** What you have to do **
Copy, from the entries below, each line in which the string "components" appears.

+ + + + + + +

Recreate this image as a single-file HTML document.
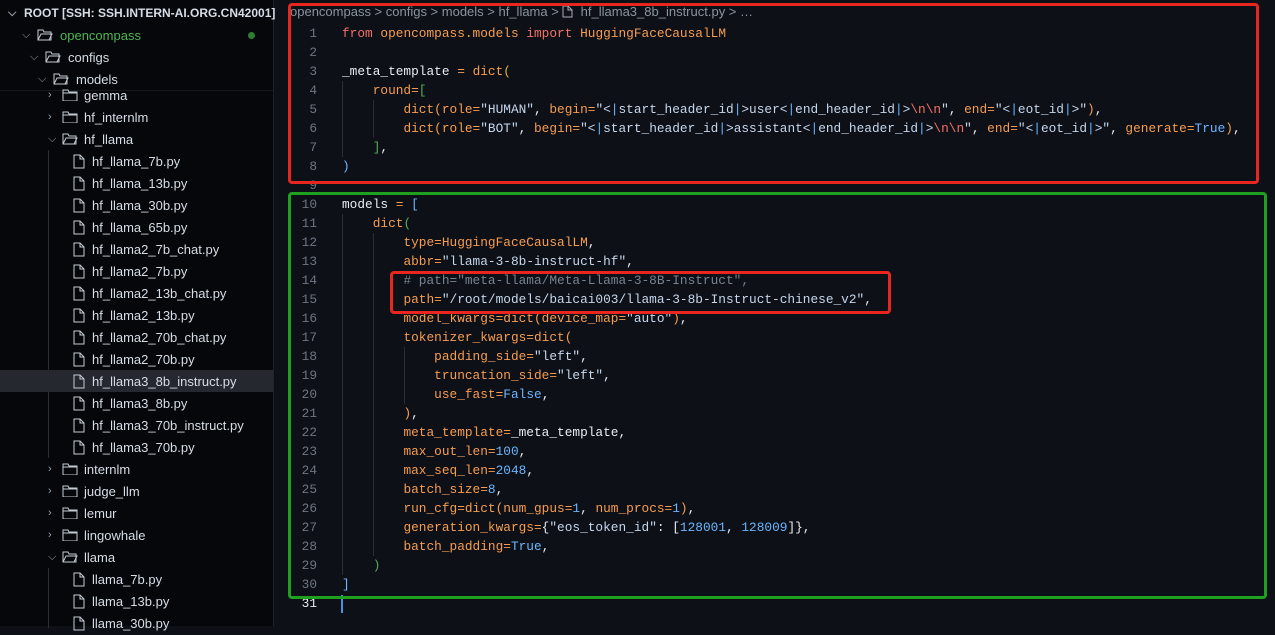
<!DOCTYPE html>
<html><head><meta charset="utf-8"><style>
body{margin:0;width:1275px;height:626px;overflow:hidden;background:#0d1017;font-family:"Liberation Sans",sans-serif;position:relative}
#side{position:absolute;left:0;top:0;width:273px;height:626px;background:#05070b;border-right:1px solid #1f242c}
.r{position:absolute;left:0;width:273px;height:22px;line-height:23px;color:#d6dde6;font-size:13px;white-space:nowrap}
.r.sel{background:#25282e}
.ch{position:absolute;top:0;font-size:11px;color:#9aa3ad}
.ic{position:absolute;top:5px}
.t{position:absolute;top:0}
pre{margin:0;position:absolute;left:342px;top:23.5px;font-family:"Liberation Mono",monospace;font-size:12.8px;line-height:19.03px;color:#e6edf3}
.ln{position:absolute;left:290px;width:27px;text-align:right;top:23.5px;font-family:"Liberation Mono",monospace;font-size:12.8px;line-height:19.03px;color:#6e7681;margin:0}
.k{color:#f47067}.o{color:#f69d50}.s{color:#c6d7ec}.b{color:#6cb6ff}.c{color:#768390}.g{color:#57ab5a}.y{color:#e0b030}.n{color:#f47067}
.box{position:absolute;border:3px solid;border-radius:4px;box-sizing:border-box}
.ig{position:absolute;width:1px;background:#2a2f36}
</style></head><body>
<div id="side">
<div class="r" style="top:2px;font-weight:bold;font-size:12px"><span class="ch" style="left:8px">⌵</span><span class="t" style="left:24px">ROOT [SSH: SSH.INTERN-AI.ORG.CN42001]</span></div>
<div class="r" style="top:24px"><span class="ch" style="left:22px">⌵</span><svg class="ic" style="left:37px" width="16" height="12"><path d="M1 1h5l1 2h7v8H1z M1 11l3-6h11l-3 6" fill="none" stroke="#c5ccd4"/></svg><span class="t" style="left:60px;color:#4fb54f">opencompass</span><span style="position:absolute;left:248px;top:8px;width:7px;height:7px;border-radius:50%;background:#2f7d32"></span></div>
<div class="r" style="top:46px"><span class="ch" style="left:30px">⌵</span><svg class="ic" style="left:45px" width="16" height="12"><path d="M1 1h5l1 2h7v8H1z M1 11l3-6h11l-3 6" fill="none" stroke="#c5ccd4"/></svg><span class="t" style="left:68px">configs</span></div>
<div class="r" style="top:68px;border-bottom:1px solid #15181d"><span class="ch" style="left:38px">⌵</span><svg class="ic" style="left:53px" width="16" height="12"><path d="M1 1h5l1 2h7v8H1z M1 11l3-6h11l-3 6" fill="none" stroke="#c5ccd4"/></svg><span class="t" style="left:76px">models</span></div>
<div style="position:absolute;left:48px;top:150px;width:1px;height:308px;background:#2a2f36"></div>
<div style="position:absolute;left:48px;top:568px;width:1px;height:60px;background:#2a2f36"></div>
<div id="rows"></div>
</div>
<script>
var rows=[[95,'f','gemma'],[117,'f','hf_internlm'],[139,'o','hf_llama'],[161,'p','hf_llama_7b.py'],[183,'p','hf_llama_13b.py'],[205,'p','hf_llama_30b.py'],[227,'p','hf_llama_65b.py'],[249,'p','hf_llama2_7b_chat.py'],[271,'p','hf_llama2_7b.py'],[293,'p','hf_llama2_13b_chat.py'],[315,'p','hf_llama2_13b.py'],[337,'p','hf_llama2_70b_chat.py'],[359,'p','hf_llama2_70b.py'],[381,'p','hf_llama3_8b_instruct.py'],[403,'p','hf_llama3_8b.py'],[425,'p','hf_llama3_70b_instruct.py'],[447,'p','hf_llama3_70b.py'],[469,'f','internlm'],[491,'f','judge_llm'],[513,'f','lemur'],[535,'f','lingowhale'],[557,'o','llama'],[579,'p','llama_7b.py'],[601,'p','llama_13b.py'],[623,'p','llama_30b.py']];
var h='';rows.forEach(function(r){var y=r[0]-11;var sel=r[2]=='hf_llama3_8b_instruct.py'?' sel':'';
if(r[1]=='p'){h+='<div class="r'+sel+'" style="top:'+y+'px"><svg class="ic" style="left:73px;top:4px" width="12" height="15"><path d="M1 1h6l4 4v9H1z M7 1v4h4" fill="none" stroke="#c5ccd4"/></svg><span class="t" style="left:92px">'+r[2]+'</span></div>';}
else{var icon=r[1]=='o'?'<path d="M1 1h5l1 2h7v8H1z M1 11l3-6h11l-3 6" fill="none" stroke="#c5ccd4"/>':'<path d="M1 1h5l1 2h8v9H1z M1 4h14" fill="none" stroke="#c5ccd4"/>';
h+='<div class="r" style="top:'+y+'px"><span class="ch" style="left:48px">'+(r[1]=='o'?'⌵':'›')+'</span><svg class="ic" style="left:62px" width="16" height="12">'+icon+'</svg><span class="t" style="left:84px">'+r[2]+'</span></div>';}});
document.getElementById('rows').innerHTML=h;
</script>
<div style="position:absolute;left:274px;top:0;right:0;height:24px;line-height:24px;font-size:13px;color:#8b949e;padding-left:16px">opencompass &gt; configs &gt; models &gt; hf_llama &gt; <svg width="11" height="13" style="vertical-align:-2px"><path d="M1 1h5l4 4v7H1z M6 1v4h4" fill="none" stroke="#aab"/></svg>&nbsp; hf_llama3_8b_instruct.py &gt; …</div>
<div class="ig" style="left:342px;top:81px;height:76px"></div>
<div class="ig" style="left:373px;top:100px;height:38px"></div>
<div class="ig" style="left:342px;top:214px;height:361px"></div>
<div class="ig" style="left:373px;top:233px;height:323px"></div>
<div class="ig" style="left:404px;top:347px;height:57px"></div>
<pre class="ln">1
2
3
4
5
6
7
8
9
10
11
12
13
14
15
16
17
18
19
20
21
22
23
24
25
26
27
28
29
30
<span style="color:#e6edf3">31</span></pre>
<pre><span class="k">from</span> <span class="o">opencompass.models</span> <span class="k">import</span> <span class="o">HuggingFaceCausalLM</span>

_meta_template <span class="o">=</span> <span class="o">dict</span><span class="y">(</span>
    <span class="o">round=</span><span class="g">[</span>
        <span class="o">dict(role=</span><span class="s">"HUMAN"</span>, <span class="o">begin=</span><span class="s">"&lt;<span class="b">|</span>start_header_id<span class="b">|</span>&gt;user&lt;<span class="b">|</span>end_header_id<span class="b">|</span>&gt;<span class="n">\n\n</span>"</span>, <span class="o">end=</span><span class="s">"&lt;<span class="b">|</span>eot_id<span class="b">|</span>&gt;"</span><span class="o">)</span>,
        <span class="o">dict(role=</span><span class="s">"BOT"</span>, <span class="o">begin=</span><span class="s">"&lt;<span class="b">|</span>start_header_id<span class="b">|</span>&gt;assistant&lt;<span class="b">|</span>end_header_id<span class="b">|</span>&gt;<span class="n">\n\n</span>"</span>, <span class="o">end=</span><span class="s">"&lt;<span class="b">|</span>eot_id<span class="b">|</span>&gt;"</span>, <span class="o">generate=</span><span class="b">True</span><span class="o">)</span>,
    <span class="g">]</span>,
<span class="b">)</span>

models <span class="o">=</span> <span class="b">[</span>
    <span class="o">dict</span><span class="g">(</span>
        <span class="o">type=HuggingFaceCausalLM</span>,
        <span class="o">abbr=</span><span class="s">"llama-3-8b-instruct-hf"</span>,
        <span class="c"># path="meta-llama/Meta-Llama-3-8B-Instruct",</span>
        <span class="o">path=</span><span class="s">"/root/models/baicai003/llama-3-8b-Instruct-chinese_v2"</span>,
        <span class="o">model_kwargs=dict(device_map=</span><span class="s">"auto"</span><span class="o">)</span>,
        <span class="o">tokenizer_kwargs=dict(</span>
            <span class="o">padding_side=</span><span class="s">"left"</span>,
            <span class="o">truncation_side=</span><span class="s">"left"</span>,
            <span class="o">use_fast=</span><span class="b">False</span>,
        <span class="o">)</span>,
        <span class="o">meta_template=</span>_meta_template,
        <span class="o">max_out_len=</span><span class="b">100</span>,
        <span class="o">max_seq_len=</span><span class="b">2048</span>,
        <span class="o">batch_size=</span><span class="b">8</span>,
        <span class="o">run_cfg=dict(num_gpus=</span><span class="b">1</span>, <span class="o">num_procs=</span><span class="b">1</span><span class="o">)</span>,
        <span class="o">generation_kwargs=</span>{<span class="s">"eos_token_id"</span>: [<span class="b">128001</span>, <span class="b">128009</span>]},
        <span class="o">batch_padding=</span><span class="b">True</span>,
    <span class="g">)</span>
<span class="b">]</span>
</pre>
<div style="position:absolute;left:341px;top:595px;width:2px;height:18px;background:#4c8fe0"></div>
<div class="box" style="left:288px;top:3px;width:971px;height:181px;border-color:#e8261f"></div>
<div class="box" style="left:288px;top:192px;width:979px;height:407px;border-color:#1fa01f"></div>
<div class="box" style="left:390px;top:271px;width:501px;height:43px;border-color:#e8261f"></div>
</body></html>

+ + + + + + +

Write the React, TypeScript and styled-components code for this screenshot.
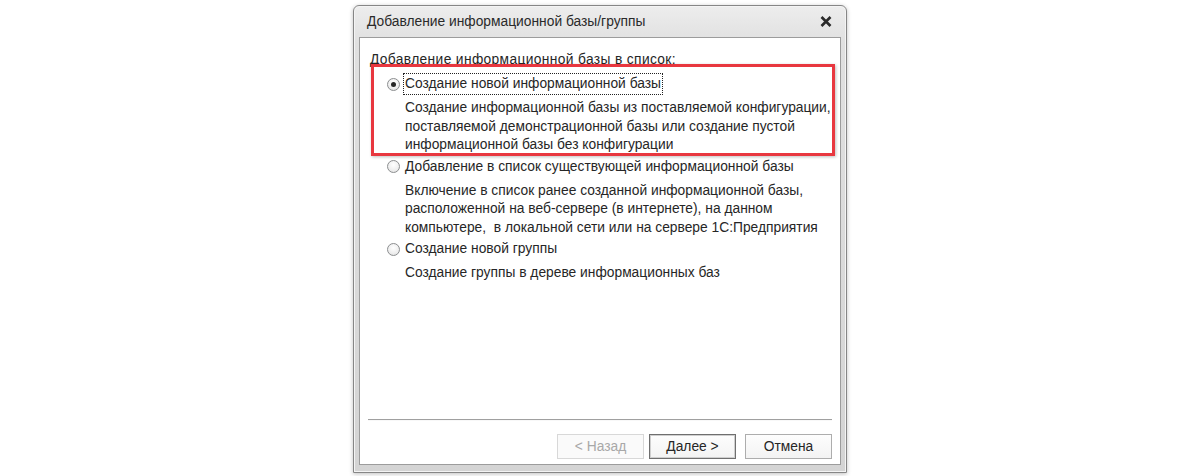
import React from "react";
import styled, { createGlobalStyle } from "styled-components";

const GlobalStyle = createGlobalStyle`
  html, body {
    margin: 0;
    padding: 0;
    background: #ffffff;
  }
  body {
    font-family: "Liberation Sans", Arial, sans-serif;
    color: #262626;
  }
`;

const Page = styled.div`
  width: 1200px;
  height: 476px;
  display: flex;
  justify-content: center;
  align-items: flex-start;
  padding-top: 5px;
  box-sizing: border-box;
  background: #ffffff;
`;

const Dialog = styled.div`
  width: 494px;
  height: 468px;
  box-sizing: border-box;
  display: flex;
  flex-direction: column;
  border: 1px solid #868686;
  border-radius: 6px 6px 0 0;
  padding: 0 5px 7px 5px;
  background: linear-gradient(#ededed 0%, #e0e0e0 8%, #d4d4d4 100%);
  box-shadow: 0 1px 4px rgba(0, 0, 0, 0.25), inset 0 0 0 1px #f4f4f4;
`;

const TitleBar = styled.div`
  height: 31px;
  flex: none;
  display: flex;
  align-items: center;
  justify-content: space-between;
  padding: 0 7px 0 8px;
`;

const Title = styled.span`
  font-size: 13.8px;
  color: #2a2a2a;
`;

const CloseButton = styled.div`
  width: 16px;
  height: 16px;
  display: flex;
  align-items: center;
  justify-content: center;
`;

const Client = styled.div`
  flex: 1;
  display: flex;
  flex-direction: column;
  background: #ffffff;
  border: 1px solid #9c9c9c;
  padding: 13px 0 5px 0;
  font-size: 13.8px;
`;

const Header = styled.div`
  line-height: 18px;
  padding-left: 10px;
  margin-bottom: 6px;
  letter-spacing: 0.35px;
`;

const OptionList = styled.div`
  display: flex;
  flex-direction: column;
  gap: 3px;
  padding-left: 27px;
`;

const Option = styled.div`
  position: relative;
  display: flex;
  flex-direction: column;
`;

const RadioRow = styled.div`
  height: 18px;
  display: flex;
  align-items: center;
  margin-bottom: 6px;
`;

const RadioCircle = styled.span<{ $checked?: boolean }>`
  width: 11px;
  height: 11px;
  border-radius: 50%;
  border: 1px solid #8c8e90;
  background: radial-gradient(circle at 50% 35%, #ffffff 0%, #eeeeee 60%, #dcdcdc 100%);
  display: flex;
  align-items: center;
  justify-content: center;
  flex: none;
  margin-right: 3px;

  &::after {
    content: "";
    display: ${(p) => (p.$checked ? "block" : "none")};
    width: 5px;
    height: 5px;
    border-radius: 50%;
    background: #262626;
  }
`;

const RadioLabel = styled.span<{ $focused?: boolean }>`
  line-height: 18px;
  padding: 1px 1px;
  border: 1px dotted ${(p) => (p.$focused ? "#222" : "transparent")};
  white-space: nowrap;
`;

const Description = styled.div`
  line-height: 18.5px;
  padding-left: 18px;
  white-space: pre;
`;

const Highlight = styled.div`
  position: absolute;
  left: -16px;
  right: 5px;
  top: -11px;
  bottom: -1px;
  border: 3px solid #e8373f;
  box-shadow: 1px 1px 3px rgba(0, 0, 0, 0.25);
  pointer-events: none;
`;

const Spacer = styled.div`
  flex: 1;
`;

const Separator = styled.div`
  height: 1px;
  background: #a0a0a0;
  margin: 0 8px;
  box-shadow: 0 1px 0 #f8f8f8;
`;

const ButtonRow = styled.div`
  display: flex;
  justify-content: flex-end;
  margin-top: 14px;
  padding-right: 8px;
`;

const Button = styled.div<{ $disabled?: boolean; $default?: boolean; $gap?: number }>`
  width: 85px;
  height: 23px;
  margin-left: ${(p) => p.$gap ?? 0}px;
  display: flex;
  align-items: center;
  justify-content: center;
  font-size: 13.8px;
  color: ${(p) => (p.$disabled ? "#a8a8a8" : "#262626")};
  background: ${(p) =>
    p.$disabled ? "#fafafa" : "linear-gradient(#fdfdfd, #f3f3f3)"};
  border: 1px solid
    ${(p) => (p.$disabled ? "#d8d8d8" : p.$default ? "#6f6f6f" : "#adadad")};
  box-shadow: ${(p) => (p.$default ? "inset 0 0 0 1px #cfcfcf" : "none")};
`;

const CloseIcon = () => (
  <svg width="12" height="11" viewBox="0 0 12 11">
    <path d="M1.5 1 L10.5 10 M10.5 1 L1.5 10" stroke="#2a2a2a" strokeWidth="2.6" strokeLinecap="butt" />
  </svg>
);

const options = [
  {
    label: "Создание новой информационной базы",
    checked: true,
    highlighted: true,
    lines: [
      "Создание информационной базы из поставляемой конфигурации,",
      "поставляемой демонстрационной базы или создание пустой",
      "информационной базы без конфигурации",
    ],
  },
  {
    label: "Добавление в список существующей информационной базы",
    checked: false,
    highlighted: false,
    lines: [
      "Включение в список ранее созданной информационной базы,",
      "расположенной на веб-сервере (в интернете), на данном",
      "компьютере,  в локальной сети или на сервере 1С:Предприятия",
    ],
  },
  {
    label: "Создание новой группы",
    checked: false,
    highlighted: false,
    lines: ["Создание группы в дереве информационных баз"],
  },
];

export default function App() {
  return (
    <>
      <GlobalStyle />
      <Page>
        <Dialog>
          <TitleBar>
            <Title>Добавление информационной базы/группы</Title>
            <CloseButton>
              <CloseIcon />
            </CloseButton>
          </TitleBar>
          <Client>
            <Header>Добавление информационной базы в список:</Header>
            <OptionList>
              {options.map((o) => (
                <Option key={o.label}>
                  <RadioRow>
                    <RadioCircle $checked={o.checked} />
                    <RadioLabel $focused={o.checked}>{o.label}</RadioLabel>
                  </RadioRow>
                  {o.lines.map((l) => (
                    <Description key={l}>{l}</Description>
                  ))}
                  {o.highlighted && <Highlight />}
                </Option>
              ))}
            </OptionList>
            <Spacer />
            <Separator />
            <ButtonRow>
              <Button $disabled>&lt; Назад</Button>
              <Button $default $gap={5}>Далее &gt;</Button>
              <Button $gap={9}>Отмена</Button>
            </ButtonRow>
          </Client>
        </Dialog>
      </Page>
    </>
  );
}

+ + + + + + +

** Solution **
Write the React, TypeScript and styled-components code for this screenshot.
import styled, { createGlobalStyle } from "styled-components";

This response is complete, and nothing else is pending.